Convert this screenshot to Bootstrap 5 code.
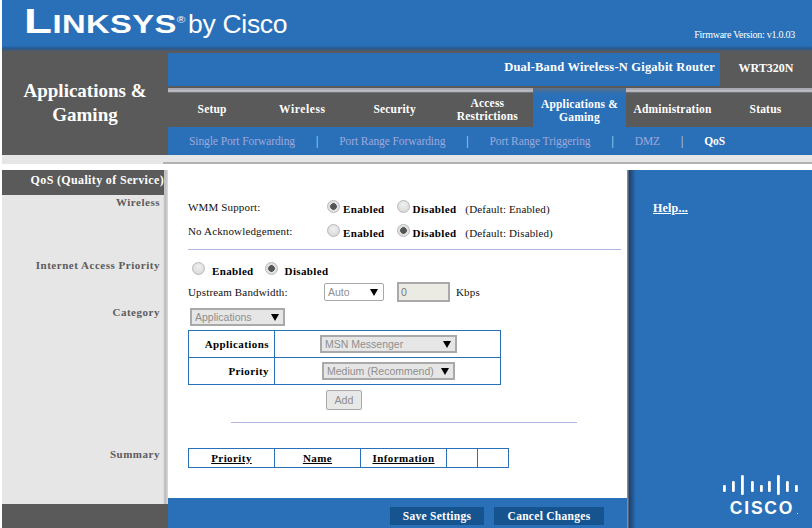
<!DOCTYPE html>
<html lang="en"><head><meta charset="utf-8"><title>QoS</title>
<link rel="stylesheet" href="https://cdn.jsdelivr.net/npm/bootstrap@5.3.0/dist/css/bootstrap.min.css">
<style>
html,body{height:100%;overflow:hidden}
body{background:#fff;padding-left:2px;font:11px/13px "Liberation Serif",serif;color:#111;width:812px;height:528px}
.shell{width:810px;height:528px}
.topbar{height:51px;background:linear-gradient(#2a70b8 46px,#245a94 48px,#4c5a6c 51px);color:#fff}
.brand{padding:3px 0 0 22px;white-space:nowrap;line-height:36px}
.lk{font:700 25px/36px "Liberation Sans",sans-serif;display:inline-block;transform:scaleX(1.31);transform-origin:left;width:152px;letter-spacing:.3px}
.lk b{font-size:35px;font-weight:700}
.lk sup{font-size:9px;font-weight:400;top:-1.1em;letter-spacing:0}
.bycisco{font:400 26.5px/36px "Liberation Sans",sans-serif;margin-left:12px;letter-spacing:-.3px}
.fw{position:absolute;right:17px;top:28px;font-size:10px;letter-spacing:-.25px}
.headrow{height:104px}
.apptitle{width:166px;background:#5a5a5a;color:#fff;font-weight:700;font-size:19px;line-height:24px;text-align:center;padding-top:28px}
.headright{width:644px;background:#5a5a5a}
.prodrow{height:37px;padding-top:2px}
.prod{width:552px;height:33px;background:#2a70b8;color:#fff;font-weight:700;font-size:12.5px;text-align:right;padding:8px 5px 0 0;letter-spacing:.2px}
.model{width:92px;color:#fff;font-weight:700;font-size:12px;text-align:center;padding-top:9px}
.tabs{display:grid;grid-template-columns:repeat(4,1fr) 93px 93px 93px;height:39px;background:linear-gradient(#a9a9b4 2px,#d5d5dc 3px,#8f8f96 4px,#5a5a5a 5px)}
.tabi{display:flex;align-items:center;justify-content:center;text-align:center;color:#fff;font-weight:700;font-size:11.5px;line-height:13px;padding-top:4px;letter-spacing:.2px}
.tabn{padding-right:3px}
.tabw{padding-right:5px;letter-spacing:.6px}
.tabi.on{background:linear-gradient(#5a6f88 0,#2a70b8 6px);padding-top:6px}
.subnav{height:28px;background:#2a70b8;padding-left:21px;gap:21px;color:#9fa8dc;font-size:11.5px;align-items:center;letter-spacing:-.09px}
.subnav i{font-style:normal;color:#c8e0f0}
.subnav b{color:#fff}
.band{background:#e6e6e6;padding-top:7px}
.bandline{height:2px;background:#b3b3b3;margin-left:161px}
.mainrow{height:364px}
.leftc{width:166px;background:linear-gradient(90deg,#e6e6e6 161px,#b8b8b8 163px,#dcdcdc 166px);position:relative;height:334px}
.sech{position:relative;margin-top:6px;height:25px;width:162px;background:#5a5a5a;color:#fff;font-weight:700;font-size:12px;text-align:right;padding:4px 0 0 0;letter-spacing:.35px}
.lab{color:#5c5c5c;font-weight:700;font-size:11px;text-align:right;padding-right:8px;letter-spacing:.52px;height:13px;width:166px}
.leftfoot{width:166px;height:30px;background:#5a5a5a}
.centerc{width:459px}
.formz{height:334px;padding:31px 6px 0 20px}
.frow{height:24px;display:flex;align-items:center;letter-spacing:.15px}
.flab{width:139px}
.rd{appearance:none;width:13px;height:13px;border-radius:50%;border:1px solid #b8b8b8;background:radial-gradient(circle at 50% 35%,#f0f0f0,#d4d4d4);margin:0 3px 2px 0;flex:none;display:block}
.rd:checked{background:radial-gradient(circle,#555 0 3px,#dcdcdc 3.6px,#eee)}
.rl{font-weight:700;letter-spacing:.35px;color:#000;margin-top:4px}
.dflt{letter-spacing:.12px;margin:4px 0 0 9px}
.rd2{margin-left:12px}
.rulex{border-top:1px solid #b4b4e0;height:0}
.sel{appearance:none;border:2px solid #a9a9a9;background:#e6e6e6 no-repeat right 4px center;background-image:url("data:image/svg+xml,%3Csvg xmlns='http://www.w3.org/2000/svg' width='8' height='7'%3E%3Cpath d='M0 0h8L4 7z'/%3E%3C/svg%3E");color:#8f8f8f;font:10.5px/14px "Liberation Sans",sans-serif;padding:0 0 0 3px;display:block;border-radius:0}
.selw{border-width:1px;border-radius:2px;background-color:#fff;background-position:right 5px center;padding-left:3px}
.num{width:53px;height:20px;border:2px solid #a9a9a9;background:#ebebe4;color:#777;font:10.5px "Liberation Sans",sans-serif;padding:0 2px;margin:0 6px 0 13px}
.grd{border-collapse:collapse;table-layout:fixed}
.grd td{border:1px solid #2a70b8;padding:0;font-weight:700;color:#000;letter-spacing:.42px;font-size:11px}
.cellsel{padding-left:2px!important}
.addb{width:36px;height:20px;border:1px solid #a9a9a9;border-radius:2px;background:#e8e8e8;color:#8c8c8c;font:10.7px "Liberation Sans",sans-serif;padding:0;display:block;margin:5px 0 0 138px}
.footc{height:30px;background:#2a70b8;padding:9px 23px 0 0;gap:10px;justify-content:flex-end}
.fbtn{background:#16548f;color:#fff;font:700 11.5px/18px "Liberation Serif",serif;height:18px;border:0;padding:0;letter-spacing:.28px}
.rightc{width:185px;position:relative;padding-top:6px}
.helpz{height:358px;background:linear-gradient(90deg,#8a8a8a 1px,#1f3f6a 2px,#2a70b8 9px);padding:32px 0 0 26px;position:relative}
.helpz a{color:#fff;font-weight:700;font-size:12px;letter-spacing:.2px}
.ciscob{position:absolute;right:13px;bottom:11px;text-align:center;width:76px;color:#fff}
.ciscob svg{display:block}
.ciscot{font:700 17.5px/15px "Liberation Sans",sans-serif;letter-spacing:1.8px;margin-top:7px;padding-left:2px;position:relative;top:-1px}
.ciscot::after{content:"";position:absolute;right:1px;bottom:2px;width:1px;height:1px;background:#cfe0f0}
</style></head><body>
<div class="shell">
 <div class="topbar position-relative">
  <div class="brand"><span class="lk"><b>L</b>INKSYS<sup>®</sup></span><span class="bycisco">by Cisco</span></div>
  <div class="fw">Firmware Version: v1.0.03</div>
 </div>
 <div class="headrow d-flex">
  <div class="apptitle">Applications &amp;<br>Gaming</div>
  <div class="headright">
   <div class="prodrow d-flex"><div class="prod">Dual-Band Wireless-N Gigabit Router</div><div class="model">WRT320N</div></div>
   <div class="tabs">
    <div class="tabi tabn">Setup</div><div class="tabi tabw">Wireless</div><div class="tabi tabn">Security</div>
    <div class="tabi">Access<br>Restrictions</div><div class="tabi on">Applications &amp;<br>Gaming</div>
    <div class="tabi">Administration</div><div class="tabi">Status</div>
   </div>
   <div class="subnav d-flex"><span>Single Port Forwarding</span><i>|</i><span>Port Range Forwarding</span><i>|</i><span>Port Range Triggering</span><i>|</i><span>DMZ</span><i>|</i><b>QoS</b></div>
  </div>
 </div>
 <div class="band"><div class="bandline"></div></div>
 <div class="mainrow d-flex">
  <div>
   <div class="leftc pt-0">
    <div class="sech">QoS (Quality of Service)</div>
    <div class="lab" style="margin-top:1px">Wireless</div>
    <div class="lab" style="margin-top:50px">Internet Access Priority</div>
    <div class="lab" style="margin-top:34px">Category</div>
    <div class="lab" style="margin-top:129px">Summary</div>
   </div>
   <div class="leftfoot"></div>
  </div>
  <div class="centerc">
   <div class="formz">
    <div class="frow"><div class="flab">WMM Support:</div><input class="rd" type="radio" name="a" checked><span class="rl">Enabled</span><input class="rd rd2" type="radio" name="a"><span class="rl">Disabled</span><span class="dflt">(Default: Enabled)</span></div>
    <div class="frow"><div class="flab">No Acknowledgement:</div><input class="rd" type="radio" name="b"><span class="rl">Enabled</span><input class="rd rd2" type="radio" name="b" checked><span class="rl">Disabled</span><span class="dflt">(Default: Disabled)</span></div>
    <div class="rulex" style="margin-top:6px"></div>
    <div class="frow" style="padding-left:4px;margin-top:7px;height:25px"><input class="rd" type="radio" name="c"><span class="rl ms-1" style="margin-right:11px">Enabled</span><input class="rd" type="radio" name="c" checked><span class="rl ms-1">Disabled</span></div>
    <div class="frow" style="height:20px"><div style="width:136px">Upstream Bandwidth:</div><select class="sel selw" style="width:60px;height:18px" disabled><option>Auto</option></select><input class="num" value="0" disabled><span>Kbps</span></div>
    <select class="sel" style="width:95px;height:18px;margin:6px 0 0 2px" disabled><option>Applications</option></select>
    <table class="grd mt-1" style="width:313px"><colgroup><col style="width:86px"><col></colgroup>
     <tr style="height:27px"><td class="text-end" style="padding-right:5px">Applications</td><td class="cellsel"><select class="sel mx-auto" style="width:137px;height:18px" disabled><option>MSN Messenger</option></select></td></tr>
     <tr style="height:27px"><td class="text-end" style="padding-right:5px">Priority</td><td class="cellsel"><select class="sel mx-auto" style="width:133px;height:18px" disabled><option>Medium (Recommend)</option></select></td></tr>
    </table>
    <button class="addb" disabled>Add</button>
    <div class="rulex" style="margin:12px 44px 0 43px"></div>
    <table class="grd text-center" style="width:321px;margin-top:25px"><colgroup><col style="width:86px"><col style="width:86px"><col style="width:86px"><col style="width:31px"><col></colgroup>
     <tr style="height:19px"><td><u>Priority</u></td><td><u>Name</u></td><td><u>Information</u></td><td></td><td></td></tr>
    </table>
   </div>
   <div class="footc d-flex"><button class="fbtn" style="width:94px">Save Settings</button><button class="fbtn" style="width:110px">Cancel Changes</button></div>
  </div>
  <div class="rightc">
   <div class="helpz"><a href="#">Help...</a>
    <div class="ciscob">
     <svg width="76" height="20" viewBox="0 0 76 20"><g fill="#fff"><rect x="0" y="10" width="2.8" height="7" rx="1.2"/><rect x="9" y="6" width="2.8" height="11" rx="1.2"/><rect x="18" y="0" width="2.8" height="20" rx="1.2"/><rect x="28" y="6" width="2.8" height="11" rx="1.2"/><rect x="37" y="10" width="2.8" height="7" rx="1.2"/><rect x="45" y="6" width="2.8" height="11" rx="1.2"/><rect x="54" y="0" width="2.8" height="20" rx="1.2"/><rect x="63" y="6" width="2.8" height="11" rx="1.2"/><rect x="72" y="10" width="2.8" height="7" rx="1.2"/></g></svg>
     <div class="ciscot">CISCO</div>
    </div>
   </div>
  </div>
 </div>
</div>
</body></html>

# # # # #

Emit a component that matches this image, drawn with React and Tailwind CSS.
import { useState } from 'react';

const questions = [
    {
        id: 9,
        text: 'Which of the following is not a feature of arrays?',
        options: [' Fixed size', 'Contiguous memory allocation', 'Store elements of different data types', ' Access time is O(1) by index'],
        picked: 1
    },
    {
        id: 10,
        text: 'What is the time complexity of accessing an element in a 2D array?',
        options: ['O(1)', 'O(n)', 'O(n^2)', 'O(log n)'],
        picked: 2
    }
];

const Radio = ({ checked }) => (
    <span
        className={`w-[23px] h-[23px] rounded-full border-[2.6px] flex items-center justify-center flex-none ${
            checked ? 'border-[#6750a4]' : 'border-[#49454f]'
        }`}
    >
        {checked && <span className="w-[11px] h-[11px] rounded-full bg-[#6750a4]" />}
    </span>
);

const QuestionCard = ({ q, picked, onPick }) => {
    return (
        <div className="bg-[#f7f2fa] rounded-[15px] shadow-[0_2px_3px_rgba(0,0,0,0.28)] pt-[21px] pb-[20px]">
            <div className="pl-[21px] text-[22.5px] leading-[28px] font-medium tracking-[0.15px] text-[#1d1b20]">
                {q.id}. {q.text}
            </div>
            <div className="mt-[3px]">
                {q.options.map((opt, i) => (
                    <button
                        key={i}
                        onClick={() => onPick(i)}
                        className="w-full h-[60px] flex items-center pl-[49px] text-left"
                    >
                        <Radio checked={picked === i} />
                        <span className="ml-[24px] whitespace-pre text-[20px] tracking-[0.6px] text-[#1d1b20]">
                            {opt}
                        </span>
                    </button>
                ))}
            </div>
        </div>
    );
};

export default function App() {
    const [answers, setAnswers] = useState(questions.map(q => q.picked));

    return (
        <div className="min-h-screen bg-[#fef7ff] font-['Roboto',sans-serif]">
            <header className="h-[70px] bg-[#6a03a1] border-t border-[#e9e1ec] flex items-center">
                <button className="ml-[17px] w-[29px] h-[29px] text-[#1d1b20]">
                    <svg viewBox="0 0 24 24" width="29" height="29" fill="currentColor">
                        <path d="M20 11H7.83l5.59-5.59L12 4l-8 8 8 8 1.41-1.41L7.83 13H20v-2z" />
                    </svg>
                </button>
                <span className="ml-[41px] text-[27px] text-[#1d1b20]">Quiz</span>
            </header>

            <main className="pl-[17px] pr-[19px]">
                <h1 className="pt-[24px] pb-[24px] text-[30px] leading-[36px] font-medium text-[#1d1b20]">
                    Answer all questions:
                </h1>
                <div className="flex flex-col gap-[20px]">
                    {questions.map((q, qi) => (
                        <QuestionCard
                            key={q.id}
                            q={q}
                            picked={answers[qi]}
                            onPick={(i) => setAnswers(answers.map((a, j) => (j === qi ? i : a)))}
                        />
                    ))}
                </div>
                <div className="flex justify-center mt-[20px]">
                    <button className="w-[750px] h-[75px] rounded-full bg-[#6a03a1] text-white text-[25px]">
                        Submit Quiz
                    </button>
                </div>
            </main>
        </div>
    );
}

# # # # #

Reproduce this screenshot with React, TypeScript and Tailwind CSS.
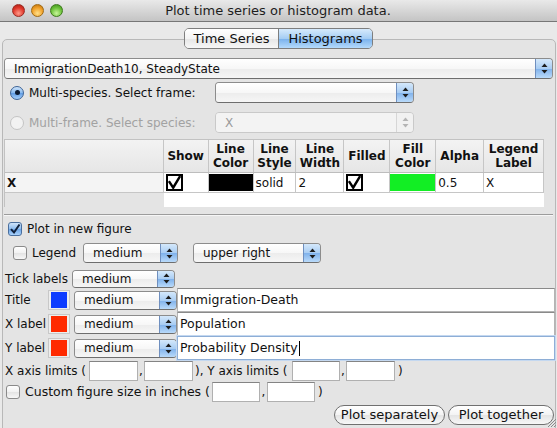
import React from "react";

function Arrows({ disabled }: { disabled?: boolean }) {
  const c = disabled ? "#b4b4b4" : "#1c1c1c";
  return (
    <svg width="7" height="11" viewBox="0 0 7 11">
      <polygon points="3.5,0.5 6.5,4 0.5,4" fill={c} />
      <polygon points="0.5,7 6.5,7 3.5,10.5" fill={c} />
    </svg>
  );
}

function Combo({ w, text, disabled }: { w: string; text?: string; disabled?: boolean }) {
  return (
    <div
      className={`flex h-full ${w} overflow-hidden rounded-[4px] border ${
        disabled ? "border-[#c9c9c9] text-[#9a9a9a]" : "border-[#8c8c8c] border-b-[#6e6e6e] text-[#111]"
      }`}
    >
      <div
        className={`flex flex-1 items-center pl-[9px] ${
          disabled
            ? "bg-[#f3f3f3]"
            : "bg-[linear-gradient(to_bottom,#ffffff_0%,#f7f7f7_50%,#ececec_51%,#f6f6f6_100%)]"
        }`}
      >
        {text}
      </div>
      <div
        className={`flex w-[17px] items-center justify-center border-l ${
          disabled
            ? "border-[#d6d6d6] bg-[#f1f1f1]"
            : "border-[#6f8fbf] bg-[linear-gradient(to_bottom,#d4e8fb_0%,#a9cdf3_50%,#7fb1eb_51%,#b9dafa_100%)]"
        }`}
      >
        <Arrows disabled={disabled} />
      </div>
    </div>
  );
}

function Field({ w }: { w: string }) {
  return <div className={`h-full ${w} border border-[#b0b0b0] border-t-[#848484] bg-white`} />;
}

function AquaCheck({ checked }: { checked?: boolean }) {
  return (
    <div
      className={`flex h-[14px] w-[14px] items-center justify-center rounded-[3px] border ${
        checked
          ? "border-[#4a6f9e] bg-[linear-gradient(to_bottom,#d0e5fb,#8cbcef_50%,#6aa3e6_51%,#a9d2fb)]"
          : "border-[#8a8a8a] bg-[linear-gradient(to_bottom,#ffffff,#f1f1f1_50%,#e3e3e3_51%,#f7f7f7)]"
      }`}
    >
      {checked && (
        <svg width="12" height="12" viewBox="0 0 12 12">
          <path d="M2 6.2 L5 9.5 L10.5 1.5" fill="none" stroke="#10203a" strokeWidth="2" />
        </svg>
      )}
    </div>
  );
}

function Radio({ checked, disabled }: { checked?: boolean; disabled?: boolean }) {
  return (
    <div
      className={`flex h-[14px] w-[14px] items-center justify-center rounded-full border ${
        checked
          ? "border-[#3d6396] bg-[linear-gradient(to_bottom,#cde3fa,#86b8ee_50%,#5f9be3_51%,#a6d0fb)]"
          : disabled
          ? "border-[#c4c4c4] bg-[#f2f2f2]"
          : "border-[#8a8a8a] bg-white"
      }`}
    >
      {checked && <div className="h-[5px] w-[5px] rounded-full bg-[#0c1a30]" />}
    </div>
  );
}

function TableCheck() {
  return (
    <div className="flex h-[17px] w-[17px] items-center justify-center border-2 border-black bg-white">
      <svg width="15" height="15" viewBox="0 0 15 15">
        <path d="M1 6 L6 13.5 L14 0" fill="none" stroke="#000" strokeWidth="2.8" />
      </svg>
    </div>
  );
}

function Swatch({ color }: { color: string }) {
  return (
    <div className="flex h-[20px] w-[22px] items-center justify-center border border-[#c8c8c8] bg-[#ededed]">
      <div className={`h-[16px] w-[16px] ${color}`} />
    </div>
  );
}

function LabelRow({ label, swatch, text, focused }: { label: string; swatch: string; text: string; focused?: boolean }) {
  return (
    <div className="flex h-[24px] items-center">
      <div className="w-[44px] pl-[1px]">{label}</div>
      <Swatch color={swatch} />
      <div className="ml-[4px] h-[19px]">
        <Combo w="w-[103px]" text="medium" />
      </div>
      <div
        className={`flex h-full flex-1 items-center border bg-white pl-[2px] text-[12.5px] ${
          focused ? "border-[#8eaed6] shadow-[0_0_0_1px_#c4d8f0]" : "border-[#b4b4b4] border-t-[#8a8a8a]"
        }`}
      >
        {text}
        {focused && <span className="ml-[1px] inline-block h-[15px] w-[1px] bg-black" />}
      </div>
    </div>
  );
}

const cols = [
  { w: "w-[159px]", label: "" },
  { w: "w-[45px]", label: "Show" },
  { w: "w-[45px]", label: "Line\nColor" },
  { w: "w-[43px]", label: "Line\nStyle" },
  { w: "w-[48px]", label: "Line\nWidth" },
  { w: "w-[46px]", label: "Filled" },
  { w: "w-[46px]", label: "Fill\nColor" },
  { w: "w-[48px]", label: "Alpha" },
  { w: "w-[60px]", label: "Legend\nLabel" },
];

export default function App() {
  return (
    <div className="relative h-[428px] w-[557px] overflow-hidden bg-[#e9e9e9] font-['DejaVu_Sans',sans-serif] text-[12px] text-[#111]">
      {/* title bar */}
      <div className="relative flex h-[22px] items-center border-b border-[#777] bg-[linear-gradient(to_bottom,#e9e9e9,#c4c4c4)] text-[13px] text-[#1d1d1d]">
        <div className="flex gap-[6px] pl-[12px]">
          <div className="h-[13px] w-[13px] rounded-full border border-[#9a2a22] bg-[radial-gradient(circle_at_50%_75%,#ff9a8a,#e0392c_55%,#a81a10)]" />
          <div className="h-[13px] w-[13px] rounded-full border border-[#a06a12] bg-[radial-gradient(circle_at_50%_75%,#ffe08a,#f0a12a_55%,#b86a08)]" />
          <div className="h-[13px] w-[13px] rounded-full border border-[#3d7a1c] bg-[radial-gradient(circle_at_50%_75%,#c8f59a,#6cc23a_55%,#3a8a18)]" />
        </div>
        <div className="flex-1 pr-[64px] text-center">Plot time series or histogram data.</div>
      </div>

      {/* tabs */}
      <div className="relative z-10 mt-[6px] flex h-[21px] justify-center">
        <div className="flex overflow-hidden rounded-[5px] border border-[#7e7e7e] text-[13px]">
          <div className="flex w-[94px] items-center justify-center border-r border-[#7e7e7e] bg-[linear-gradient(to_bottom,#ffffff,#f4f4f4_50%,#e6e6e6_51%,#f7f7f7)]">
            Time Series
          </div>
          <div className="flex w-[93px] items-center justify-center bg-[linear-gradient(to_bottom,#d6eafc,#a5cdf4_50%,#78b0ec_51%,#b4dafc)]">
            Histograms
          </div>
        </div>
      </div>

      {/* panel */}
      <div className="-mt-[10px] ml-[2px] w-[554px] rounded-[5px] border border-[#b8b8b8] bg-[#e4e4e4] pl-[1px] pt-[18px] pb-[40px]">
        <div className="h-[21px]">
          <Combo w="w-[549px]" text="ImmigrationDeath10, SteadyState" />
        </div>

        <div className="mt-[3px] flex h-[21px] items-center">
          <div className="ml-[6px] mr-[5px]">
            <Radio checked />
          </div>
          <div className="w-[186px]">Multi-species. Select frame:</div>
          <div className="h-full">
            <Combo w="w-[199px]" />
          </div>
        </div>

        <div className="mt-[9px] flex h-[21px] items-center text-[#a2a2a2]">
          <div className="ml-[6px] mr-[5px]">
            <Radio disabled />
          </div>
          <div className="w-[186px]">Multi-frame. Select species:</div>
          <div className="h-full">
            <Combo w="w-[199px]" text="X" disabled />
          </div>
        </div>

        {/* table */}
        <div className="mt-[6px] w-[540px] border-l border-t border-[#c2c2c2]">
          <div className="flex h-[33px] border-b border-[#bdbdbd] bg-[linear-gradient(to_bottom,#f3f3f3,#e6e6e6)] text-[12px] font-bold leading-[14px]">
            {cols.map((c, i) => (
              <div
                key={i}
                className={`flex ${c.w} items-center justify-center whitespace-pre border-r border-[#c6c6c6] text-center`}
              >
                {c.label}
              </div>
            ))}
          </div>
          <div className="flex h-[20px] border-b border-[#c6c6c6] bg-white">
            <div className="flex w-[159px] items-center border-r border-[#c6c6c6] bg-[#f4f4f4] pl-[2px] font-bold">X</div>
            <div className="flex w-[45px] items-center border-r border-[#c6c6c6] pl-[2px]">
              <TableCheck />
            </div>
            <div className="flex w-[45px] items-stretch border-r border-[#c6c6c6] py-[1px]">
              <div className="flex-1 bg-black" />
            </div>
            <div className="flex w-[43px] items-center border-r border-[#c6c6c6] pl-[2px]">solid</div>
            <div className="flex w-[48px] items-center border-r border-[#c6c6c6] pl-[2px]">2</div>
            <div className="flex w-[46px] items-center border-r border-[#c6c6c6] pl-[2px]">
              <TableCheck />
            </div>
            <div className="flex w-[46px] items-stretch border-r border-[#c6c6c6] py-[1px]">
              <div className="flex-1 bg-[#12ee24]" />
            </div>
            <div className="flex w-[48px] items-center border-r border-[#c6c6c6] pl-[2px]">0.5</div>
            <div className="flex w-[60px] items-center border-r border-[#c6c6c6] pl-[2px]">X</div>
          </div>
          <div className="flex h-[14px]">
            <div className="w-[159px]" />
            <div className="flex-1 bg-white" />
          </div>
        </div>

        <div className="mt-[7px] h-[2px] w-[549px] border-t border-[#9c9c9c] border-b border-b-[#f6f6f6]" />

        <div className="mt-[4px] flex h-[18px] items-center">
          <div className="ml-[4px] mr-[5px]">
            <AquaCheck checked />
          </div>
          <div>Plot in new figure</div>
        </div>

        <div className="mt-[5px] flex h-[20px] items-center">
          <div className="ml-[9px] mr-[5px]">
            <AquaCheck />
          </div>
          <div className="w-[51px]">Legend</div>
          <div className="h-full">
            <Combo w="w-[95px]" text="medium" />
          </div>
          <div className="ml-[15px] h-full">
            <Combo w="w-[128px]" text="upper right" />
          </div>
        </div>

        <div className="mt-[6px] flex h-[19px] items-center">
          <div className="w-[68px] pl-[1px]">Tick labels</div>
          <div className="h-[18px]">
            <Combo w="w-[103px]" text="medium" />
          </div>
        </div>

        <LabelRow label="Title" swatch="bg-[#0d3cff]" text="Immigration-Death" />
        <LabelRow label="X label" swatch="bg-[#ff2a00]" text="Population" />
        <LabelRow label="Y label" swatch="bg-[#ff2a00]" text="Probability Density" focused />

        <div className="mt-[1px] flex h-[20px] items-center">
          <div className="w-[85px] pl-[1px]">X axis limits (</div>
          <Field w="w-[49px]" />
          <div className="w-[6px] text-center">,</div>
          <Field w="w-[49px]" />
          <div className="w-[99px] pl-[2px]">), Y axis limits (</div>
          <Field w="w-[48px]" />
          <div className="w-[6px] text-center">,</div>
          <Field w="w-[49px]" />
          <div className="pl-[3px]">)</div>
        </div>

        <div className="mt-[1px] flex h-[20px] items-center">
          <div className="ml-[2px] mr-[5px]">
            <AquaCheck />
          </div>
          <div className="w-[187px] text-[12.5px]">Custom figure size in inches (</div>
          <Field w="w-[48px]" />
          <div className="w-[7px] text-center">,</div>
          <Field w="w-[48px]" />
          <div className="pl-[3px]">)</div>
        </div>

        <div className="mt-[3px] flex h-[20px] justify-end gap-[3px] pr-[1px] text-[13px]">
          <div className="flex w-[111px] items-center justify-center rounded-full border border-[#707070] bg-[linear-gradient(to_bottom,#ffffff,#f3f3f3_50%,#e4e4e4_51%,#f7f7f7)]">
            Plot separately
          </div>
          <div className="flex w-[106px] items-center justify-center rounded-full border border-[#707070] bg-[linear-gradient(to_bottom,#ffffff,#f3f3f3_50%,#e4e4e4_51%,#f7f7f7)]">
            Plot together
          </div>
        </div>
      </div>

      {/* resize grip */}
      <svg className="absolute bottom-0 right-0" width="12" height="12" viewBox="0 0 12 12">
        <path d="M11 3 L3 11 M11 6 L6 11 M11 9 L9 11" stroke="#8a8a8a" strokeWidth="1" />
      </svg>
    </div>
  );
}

# # # # #

What you have to do:
Lines from the records above that hold "with" are the ones to list.

Final result:
Emit a component that matches this image, drawn with React and Tailwind CSS.
Reproduce this screenshot with React, TypeScript and Tailwind CSS.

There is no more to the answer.